Again I've discovered nothing of Ken's activities at this time. I can only assume he was engaged in some conversion training. From his time as an Arnold Scheme cadet and then check-pilot/instructor he must have accumulated 1,000 hours or more of flight time, but given that the Path Finder Force tended to recruit from exemplary combat-experienced personnel, I wonder if Ken had served with some other active squadron before joining or being acquired by 97 Squadron.

When the crew of ND500G was shot down on the Munich raid of April 24/25 1944, Ken's wife Jean had just learned that she was pregnant. Jean was discharged from the WAAF because of her condtion but stayed in Lonodon until after VE Day, whereupon she returned to the US with her infant daughter named Barbara. Shortly thereafter Jean met and married an American, Paul Hardaker.

Like thousands of others Ken didn't earn any distinctions of skill, fortitude or heroism, which rather highlights how heroic those who did earn such distinctions were, and perversely, perhaps, how heroic too were those whose acts and experiences did not single them out, such were the high standards set by all during that war.

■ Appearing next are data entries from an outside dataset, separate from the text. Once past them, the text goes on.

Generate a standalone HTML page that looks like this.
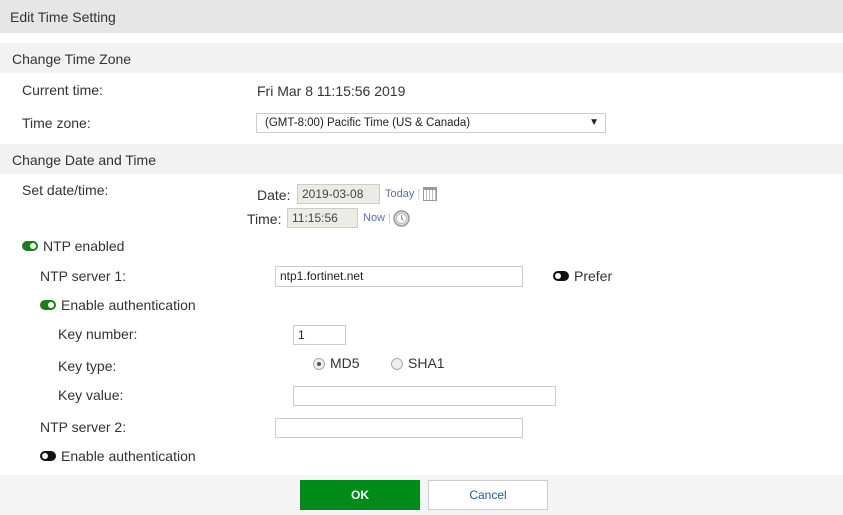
<!DOCTYPE html>
<html><head><style>
*{margin:0;padding:0;box-sizing:border-box}
body{width:843px;height:515px;position:relative;background:#fff;font-family:"Liberation Sans",sans-serif;color:#333;overflow:hidden}
.a{position:absolute;white-space:nowrap}
.l{font-size:14px}
.in{position:absolute;border:1px solid #ccc;background:#fff;font-size:12px;padding-left:4px;line-height:18px}
.tg{position:absolute;width:16px;height:10px;border-radius:5px}
.tg i{position:absolute;top:2px;width:6px;height:6px;border-radius:50%;background:#fff}
</style></head><body>
<div class="a" style="left:0;top:0;width:843px;height:33px;background:#e6e6e6"></div>
<div class="a l" style="left:10px;top:9px;color:#333">Edit Time Setting</div>
<div class="a" style="left:0;top:43px;width:843px;height:30px;background:#f2f2f2"></div>
<div class="a l" style="left:12px;top:51px">Change Time Zone</div>
<div class="a l" style="left:22px;top:82px">Current time:</div>
<div class="a l" style="left:257px;top:83px;font-size:14px">Fri Mar 8 11:15:56 2019</div>
<div class="a l" style="left:22px;top:115px">Time zone:</div>
<div class="in" style="left:256px;top:113px;width:350px;height:20px;color:#222;font-size:11.5px;padding-left:8px">(GMT-8:00) Pacific Time (US &amp; Canada)<span style="position:absolute;right:6px;top:0;font-size:10px">▼</span></div>
<div class="a" style="left:0;top:144px;width:843px;height:30px;background:#f2f2f2"></div>
<div class="a l" style="left:12px;top:152px">Change Date and Time</div>
<div class="a l" style="left:22px;top:182px">Set date/time:</div>
<div class="a l" style="left:257px;top:187px">Date:</div>
<div class="in" style="left:297px;top:184px;width:83px;height:20px;background:#ecece6;color:#444">2019-03-08</div>
<div class="a" style="left:385px;top:188px;font-size:11px;color:#5b6fa8">Today <span style="color:#ccc">|</span></div>
<div class="a" style="left:423px;top:187px;width:14px;height:14px;border:1px solid #999;border-top:3px solid #999;background:repeating-linear-gradient(90deg,#fff 0 2px,#bbb 2px 3px)"></div>
<div class="a l" style="left:247px;top:211px">Time:</div>
<div class="in" style="left:287px;top:208px;width:71px;height:20px;background:#ecece6;color:#444">11:15:56</div>
<div class="a" style="left:363px;top:212px;font-size:11px;color:#5b6fa8">Now <span style="color:#ccc">|</span></div>
<svg class="a" style="left:393px;top:210px" width="17" height="17" viewBox="0 0 17 17"><circle cx="8.5" cy="8.5" r="7.5" fill="#ddd" stroke="#999" stroke-width="1.5"/><circle cx="8.5" cy="8.5" r="5" fill="#fff" stroke="#bbb"/><path d="M8.5 5v3.5l2 2" stroke="#888" fill="none"/></svg>
<div class="tg" style="left:22px;top:241px;background:#1a7f1a"><i style="left:8px"></i></div>
<div class="a l" style="left:43px;top:238px">NTP enabled</div>
<div class="a l" style="left:40px;top:268px">NTP server 1:</div>
<div class="in" style="left:275px;top:266px;width:248px;height:21px;color:#222">ntp1.fortinet.net</div>
<div class="tg" style="left:553px;top:271px;background:#111"><i style="left:2px"></i></div>
<div class="a l" style="left:574px;top:268px">Prefer</div>
<div class="tg" style="left:40px;top:300px;background:#1a7f1a"><i style="left:8px"></i></div>
<div class="a l" style="left:61px;top:297px">Enable authentication</div>
<div class="a l" style="left:58px;top:326px">Key number:</div>
<div class="in" style="left:293px;top:325px;width:53px;height:20px;color:#222">1</div>
<div class="a l" style="left:58px;top:358px">Key type:</div>
<div class="a" style="left:313px;top:358px;width:12px;height:12px;border:1px solid #aaa;border-radius:50%;background:#eee"><div style="position:absolute;left:3px;top:3px;width:4px;height:4px;border-radius:50%;background:#555"></div></div>
<div class="a l" style="left:330px;top:355px">MD5</div>
<div class="a" style="left:391px;top:358px;width:12px;height:12px;border:1px solid #aaa;border-radius:50%;background:#eee"></div>
<div class="a l" style="left:408px;top:355px">SHA1</div>
<div class="a l" style="left:58px;top:387px">Key value:</div>
<div class="in" style="left:293px;top:386px;width:263px;height:20px"></div>
<div class="a l" style="left:40px;top:419px">NTP server 2:</div>
<div class="in" style="left:275px;top:418px;width:248px;height:20px"></div>
<div class="tg" style="left:40px;top:451px;background:#111"><i style="left:2px"></i></div>
<div class="a l" style="left:61px;top:448px">Enable authentication</div>
<div class="a" style="left:0;top:475px;width:843px;height:40px;background:#f4f4f4"></div>
<div class="a" style="left:300px;top:480px;width:120px;height:30px;background:#008a17;color:#fff;font-weight:bold;font-size:12px;text-align:center;line-height:30px">OK</div>
<div class="a" style="left:428px;top:480px;width:120px;height:30px;background:#fff;border:1px solid #ccc;color:#1c5f8a;font-size:12px;text-align:center;line-height:28px">Cancel</div>
</body></html>
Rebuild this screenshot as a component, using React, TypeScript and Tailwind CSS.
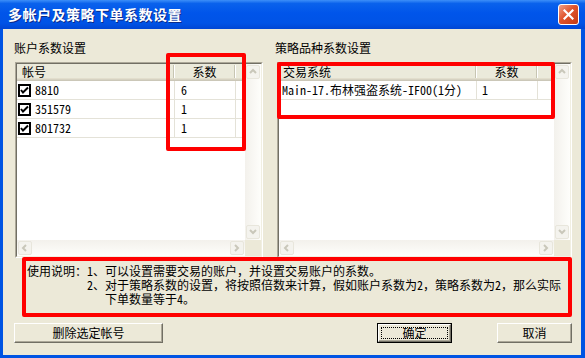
import React from "react";

const FONT = "font-['Noto_Sans_Mono_CJK_SC','Noto_Sans_CJK_SC','Liberation_Mono',monospace]";

function Chevron({ dir }: { dir: "up" | "down" | "left" | "right" }) {
  const pts = {
    up: "1,5 4,2 7,5",
    down: "1,2 4,5 7,2",
    left: "5,1 2,4 5,7",
    right: "2,1 5,4 2,7",
  }[dir];
  return (
    <svg width="8" height="8" viewBox="0 0 8 8">
      <polyline points={pts} fill="none" stroke="#c9c7ba" strokeWidth="2" />
    </svg>
  );
}

function ScrollBtn({ dir }: { dir: "up" | "down" | "left" | "right" }) {
  return (
    <div className="w-[16px] h-[16px] p-px shrink-0">
      <div className="w-full h-full rounded-[2px] border border-[#e8e6dc] bg-[#f4f3ee] flex items-center justify-center">
        <Chevron dir={dir} />
      </div>
    </div>
  );
}

function ListBox({
  width,
  cols,
  header,
  rows,
}: {
  width: string;
  cols: string[];
  header: React.ReactNode[];
  rows: React.ReactNode[][];
}) {
  return (
    <div className={`${width} h-[196px] border border-t-[#aca899] border-l-[#aca899] border-b-white border-r-white`}>
      <div className="h-full flex flex-col border border-t-[#716f64] border-l-[#716f64] border-b-[#f1efe2] border-r-[#f1efe2] bg-white">
        <div className="flex-1 flex min-h-0">
          <div className="flex-1 flex flex-col">
            <div className="flex h-[17px] bg-[#ebeadb] shadow-[inset_0_-1px_0_#cbc7b8,inset_0_-2px_0_#d6d2c2,inset_0_-3px_0_#e2decd]">
              {header.map((h, i) => (
                <div key={i} className={`${cols[i]} flex items-center h-full`}>
                  <div className="flex-1 leading-[14px] pb-[2px]">{h}</div>
                  <div className="w-[2px] h-[13px] mb-[2px] border-l border-l-[#c7c5b2] border-r border-r-white" />
                </div>
              ))}
            </div>
            {rows.map((r, ri) => (
              <div key={ri} className="flex">
                {r.map((c, ci) => (
                  <div key={ci} className={`${cols[ci]} border-b border-r border-[#e4e2d8] flex items-center`}>
                    {c}
                  </div>
                ))}
              </div>
            ))}
          </div>
          <div className="w-[16px] flex flex-col bg-[linear-gradient(to_right,#f3f1ec,#fefefb)]">
            <ScrollBtn dir="up" />
            <div className="flex-1" />
            <ScrollBtn dir="down" />
          </div>
        </div>
        <div className="h-[16px] flex">
          <div className="flex-1 flex bg-[linear-gradient(to_bottom,#f3f1ec,#fefefb)]">
            <ScrollBtn dir="left" />
            <div className="flex-1" />
            <ScrollBtn dir="right" />
          </div>
          <div className="w-[16px] bg-[#ece9d8]" />
        </div>
      </div>
    </div>
  );
}

function Check() {
  return (
    <div className="w-[13px] h-[13px] border-2 border-black bg-white flex items-center justify-center">
      <svg width="9" height="9" viewBox="0 0 9 9">
        <polyline points="1,4 3,6.5 8,1.5" fill="none" stroke="#000" strokeWidth="2" />
      </svg>
    </div>
  );
}

function Btn({ label, width, def }: { label: string; width: string; def?: boolean }) {
  return (
    <div className={`${width} h-[20px] ${def ? "border border-black" : ""}`}>
      <div className="h-full border border-t-white border-l-white border-b-[#716f64] border-r-[#716f64] bg-[#ece9d8] shadow-[inset_-1px_-1px_0_#aca899] flex items-center justify-center p-[2px]">
        <div className={`w-full h-full flex items-center justify-center ${def ? "border border-dotted border-black" : ""}`}>
          {label}
        </div>
      </div>
    </div>
  );
}

export default function App() {
  const accounts = ["8810", "351579", "801732"];
  const coef = ["6", "1", "1"];

  return (
    <div className={`${FONT} text-[12px] text-black w-[585px] h-[358px] relative flex flex-col bg-[#0054e3]`}>
      {/* 标题栏 */}
      <div className="h-[29px] shrink-0 flex items-center pl-[8px] pr-[6px] bg-[linear-gradient(to_bottom,#3d8ff8_0%,#0a62ec_12%,#0055ea_45%,#0053e6_80%,#0046d4_100%)]">
        <div className="flex-1 text-white font-bold text-[14px] tracking-[0.5px] [text-shadow:1px_1px_#0a2a8a] font-['Noto_Sans_CJK_SC',sans-serif]">
          多帐户及策略下单系数设置
        </div>
        <div className="w-[21px] h-[21px] rounded-[3px] border border-white bg-[linear-gradient(135deg,#f0a08a,#e0542c_45%,#c43a12)] flex items-center justify-center">
          <svg width="11" height="11" viewBox="0 0 11 11">
            <path d="M1.5 1.5 L9.5 9.5 M9.5 1.5 L1.5 9.5" stroke="#fff" strokeWidth="2.2" strokeLinecap="square" />
          </svg>
        </div>
      </div>

      {/* 主体 */}
      <div className="flex-1 ml-[3px] mr-[4px] mb-[3px] bg-[#ece9d8] flex flex-col">
        <div className="flex pt-[11px] pl-[12px]">
          <div className="w-[248px]">
            <div className="h-[16px] leading-[16px] -ml-px">账户系数设置</div>
            <div className="mt-[6px]">
              <ListBox
                width="w-[248px]"
                cols={["w-[158px]", "w-[61px]", "w-[9px]"]}
                header={[
                  <span className="pl-[5px]">帐号</span>,
                  <span className="block text-center">系数</span>,
                  null,
                ]}
                rows={accounts.map((a, i) => [
                  <div className="h-[17px] flex items-center pl-px gap-[4px]">
                    <Check />
                    <span>{a}</span>
                  </div>,
                  <span className="pl-[6px]">{coef[i]}</span>,
                  null,
                ])}
              />
            </div>
          </div>
          <div className="w-[295px] ml-[14px]">
            <div className="h-[16px] leading-[16px] -ml-[2px]">策略品种系数设置</div>
            <div className="mt-[6px]">
              <ListBox
                width="w-[295px]"
                cols={["w-[198px]", "w-[61px]", "w-[16px]"]}
                header={[
                  <span className="pl-[4px]">交易系统</span>,
                  <span className="block text-center">系数</span>,
                  null,
                ]}
                rows={[
                  [
                    <span className="h-[16px] leading-[16px] pl-[3px] whitespace-nowrap">Main-17.布林强盗系统-IF00(1分)</span>,
                    <span className="pl-[5px]">1</span>,
                    <span className="h-[16px]" />,
                  ],
                ]}
              />
            </div>
          </div>
        </div>

        {/* 使用说明 */}
        <div className="flex pl-[24px] mt-[6px] leading-[14px] whitespace-nowrap">
          <div>使用说明：</div>
          <div>
            <div>1、可以设置需要交易的账户，并设置交易账户的系数。</div>
            <div>2、对于策略系数的设置，将按照倍数来计算，假如账户系数为2，策略系数为2，那么实际</div>
            <div className="pl-[18px]">下单数量等于4。</div>
          </div>
        </div>

        {/* 按钮 */}
        <div className="flex items-center mt-[17px] pl-[11px]">
          <Btn label="删除选定帐号" width="w-[149px]" />
          <div className="flex-1" />
          <Btn label="确定" width="w-[75px]" def />
          <div className="w-[45px]" />
          <Btn label="取消" width="w-[75px]" />
          <div className="w-[9px]" />
        </div>
      </div>

      {/* 红色标注框 */}
      <div className="absolute left-[166px] top-[53px] w-[80px] h-[98px] border-[4px] border-[#ff0000] rounded-[2px]" />
      <div className="absolute left-[277px] top-[62px] w-[278px] h-[57px] border-[4px] border-[#ff0000] rounded-[2px]" />
      <div className="absolute left-[22px] top-[257px] w-[550px] h-[60px] border-[4px] border-[#ff0000] rounded-[2px]" />
    </div>
  );
}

Ken's younger brother Richard (my father) once took a ride, against regulations, in the dickey seat of a Wellington on an 'Op' and recounted to me that he'd never been so scared in his life, a change of trousers was apropos, as he put it. Richard survived the war, initially serving in England, then North Africa, Italy, France and Germany.

As frustrated as I am at having found so little about my uncle's wartime career, I am equally frustrated that I have found out even less about the crew of ND-500G. On the other hand, I am grateful that there are others whose lives and contributions have been have been sufficiently well documented and preserved to serve as representatives of those who otherwise appear as footnotes or mere statistics in the extraordinary events of WWII. May they all be remembered.